Employment Law

Adolph v. Uber Technologies: What It Means for PAGA Claims

The Adolph v. Uber ruling redefines the balance between individual arbitration agreements and an employee's ability to pursue collective PAGA actions in California.

The California Supreme Court’s decision in Adolph v. Uber Technologies, Inc. addresses the enforceability of mandatory arbitration agreements for claims under the Private Attorneys General Act (PAGA). The ruling clarifies whether an employee’s agreement to arbitrate their personal disputes prevents them from pursuing representative claims on behalf of other workers, an issue raised by a prior U.S. Supreme Court decision.

Understanding the Private Attorneys General Act

California’s Private Attorneys General Act (PAGA) allows an employee to sue their employer on behalf of themselves, the state, and other affected employees for labor code violations. This structure “deputizes” an aggrieved employee to act as a private attorney general, pursuing civil penalties in a large-scale enforcement action. The goal is to improve enforcement of the state’s labor code, especially for small but widespread violations. Any penalties recovered are distributed between the state and the affected employees, making PAGA distinct from a typical class-action lawsuit.

The Core Legal Conflict

The dispute in Adolph v. Uber stemmed from the conflict between PAGA and mandatory arbitration agreements.
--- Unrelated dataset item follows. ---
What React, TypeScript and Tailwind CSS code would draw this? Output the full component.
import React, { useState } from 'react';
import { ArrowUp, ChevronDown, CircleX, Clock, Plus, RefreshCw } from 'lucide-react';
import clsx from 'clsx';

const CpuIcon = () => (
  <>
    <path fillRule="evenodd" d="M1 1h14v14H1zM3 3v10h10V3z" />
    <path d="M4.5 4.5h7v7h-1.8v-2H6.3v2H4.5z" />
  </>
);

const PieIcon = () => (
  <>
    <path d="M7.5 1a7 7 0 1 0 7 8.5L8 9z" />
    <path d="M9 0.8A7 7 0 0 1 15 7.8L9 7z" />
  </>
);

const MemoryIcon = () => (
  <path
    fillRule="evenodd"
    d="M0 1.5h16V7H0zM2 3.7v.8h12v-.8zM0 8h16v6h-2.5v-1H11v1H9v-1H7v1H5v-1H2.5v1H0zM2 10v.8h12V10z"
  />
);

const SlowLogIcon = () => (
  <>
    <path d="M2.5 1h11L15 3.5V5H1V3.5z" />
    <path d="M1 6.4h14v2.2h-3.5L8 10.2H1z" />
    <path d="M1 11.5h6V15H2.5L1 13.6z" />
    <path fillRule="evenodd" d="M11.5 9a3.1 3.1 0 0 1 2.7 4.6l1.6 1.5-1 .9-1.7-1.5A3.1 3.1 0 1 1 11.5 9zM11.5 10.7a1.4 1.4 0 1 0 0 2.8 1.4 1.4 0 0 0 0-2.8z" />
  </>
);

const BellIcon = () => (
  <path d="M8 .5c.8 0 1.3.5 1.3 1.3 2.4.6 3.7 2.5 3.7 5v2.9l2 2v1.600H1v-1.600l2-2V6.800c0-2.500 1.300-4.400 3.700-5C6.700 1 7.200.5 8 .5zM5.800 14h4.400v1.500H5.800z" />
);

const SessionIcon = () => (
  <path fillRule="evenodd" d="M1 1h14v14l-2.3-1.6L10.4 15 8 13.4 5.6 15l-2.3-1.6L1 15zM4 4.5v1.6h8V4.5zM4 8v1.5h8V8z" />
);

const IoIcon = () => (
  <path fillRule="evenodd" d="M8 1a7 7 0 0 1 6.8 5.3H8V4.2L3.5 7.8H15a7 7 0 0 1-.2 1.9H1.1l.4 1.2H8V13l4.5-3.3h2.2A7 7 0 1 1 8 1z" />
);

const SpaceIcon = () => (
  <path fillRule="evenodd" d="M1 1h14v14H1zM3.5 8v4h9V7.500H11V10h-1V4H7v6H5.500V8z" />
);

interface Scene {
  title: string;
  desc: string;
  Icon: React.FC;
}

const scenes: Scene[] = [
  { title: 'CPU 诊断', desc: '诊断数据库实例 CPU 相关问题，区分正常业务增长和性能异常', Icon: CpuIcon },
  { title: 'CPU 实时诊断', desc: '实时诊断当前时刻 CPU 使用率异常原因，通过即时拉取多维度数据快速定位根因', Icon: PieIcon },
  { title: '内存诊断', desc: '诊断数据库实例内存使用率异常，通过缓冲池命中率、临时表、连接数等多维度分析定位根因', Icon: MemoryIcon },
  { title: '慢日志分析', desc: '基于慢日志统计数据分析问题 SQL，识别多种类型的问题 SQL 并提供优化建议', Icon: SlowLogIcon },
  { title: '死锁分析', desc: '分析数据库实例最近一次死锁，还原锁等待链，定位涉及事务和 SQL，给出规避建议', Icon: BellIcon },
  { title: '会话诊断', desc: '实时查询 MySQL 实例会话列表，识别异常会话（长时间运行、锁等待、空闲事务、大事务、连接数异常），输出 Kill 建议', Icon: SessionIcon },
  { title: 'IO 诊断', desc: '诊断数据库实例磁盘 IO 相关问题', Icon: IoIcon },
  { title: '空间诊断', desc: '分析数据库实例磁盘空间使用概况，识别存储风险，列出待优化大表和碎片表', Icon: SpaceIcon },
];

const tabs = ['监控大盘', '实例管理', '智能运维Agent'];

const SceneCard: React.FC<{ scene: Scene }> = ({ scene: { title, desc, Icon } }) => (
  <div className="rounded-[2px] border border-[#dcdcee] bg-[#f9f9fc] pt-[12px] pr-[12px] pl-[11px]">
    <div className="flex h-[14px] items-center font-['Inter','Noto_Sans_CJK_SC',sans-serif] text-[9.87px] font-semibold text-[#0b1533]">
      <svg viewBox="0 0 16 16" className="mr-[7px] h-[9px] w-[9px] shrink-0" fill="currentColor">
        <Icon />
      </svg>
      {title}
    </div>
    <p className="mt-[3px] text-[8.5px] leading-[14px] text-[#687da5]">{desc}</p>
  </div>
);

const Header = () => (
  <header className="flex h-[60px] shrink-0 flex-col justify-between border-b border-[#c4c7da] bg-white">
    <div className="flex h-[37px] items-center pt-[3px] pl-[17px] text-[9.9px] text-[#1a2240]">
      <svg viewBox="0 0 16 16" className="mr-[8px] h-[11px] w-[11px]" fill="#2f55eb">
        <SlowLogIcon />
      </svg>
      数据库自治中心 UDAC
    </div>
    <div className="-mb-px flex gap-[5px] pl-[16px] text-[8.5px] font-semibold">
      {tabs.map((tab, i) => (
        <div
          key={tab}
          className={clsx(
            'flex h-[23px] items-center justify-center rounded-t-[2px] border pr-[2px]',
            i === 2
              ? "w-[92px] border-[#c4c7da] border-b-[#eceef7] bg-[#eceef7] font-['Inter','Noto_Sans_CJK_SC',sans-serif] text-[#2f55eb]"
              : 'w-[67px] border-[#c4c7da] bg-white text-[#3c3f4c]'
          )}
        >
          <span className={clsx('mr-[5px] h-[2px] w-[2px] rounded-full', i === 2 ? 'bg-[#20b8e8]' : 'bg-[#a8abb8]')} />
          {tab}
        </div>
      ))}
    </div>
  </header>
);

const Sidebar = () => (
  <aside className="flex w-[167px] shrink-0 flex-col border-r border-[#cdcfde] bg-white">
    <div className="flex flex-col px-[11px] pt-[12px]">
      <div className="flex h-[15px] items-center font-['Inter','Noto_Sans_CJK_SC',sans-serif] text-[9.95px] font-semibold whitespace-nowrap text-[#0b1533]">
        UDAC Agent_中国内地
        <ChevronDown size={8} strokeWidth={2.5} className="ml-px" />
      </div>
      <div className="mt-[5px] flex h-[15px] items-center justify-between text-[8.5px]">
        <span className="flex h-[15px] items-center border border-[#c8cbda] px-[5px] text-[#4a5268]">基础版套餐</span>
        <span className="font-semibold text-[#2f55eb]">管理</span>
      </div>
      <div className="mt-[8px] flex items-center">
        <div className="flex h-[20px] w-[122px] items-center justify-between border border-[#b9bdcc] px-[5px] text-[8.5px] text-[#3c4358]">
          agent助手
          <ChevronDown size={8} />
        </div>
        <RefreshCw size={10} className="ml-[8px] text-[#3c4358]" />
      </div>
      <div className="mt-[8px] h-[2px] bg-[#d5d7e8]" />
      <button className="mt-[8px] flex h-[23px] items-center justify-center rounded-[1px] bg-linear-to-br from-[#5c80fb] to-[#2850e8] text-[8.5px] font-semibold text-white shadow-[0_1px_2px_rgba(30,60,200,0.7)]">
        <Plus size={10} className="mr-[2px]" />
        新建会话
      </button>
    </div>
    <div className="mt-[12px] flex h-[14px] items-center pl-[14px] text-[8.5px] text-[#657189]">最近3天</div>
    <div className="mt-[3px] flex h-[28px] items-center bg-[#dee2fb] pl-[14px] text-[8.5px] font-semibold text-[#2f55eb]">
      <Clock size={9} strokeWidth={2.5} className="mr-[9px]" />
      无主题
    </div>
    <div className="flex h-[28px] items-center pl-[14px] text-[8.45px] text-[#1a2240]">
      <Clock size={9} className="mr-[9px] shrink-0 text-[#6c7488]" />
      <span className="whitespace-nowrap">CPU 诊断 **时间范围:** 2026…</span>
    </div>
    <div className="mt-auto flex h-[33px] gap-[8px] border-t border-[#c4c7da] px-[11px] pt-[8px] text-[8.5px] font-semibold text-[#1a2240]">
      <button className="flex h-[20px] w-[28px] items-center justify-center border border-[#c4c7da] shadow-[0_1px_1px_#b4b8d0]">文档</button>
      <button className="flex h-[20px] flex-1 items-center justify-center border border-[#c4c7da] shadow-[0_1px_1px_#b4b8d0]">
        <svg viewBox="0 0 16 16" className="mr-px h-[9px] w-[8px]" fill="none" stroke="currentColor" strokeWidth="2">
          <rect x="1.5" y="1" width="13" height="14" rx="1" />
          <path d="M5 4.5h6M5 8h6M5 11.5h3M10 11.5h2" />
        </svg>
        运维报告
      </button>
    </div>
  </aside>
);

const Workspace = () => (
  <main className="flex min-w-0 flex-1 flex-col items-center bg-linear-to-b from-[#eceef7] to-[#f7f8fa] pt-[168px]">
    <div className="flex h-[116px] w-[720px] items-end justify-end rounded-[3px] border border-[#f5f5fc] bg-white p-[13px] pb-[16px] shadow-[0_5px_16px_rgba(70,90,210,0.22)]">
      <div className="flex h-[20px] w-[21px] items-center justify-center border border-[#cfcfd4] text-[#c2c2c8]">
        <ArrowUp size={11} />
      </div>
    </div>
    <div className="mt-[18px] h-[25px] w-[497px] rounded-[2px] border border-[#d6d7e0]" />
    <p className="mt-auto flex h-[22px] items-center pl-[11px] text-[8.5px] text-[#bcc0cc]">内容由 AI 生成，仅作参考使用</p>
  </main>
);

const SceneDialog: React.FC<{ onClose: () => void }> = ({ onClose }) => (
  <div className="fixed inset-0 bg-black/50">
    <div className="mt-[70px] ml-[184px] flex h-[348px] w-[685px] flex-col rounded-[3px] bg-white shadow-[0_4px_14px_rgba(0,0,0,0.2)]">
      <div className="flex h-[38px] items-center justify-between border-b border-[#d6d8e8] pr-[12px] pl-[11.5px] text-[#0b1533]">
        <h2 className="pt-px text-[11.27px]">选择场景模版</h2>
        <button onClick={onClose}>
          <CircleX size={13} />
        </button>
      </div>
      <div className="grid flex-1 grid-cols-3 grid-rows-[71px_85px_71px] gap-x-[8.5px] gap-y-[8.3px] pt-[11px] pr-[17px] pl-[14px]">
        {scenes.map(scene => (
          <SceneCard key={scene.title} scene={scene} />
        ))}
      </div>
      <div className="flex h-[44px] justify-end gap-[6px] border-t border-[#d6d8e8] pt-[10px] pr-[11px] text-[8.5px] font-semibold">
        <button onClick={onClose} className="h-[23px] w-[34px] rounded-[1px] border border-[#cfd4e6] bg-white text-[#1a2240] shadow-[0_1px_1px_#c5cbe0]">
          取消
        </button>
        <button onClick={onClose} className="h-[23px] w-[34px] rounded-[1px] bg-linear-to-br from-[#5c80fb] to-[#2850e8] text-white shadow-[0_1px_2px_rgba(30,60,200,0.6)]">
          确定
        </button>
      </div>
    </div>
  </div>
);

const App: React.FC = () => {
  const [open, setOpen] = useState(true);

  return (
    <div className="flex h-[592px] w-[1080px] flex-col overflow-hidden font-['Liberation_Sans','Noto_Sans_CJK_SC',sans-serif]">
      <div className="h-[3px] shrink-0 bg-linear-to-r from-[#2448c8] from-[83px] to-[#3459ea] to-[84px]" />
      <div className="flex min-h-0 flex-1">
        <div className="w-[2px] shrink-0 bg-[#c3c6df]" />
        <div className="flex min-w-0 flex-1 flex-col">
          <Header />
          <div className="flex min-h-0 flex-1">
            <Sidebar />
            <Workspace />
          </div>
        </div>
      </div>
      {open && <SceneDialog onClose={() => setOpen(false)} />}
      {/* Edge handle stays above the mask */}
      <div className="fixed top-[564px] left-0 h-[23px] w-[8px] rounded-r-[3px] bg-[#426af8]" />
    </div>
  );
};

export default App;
These agreements, often a condition of employment, require employees to resolve disputes through private, individual arbitration, waiving the right to group actions. This directly conflicts with the representative nature of PAGA.

The issue was intensified by the 2022 U.S. Supreme Court case Viking River Cruises, Inc. v. Moriana. The Court ruled that under the Federal Arbitration Act (FAA), an employee’s individual PAGA claim could be forced into arbitration. The Viking River court also concluded that once an individual claim was sent to arbitration, the employee lost legal standing to pursue the representative claims for others in court, leaving the issue for California courts to resolve.

The California Supreme Court’s Ruling

The California Supreme Court in Adolph v. Uber Technologies ruled that an employee whose individual PAGA claim is sent to arbitration does not lose legal standing to litigate the representative PAGA claims in court. This creates a system of parallel proceedings, where the personal claim is arbitrated while the broader claim for other employees continues in court.

The court’s reasoning was based on its interpretation of state law. It affirmed that while the Federal Arbitration Act can compel arbitration, only California law determines who has standing for a PAGA claim. Standing is granted by being an “aggrieved employee”—someone who suffered a Labor Code violation—and arbitrating the individual claim does not change that status. This ruling rejected the U.S. Supreme Court’s conclusion on standing, clarifying that the right to pursue a representative PAGA action is a core part of the state’s enforcement and is not eliminated by individual arbitration.

Implications for California Employees

While the Adolph ruling was a victory for employees, legislative reforms in mid-2024 reshaped the PAGA landscape for notices filed on or after June 19, 2024. Under the new rules, an employee may only bring a PAGA action for Labor Code violations they personally experienced. However, the share of penalties paid directly to aggrieved employees has increased from 25% to 35%. This means the path to filing a claim is narrower, but the potential reward for affected workers is higher.

Implications for California Employers

For employers, while the Adolph decision confirmed PAGA lawsuits could proceed despite arbitration agreements, the 2024 legislative reforms offer more predictability. The new law expands the number of Labor Code violations an employer can “cure” after receiving a PAGA notice to potentially avoid a lawsuit. The penalty structure was also adjusted, with higher penalties for repeat violations now reserved for cases involving fraudulent, malicious, or oppressive conduct. Courts also have authority to manage PAGA cases by limiting the scope of claims or evidence at trial, giving employers more tools to mitigate risk.